The groups are launching the commission to mark the 40th anniversary of the Fair Housing Act of 1968, Kemp said in a conference call. Other commission members include Okianer Christian Dark, an associate dean for academic affairs at Howard University College of Law; Gordon Quan, former mayor pro tem and housing committee chair for the city of Houston; I. King Jordon, president-emeritus at Gallaudet University; Pat Combs, former National Association of Realtors president; and Myron Orfield, law professor at the University of Minnesota and director of the Institute on Race and Poverty.

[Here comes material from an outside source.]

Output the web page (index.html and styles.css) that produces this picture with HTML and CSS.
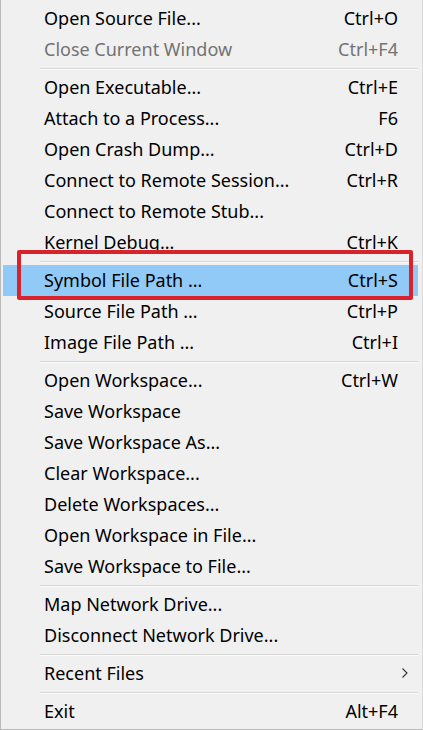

Approximately 150 people attended the hearing here Tuesday, with topics such as fair housing, racial housing segregation, federal enforcement of the Fair Housing Act and other issues, a commission spokeswoman says. The next regional hearing will be held on July 31 in Houston, a spokeswoman says. Hearings will also be held in Los Angeles on Sept. 9, in Boston on Sept. 22 and in Atlanta on Oct. 17, she says. The hearings will discuss topics such as fair housing, the foreclosure crisis, the effect of racial housing patterns on education, the impact of urban revitalization and housing in the Gulf Coast after Hurricane Katrina. The commission plans to release a report in December which will include some of the testimony provided at the hearings as well as recommendations.
Discrimination continues, and goes beyond telling a minority that an apartment has already been rented, the chairmen said during the call. "A lot of minority families were unfairly targeted by unscrupulous brokers and predatory lenders (and) put into sub-prime loans when they did not need to be," Cisneros said during the conference call. Communities still tend to be segregated, which has led to "40% of the schools in Chicago are 90% African-American," he says. The commission is also focusing on a need for better enforcement of the Fair Housing Act, Kemp says. There were more than four million fair housing code violations estimated in 2007. However, only 27,000 complaints were filed with HUD, and only 31 charges resulted from those complaints, Kemp says.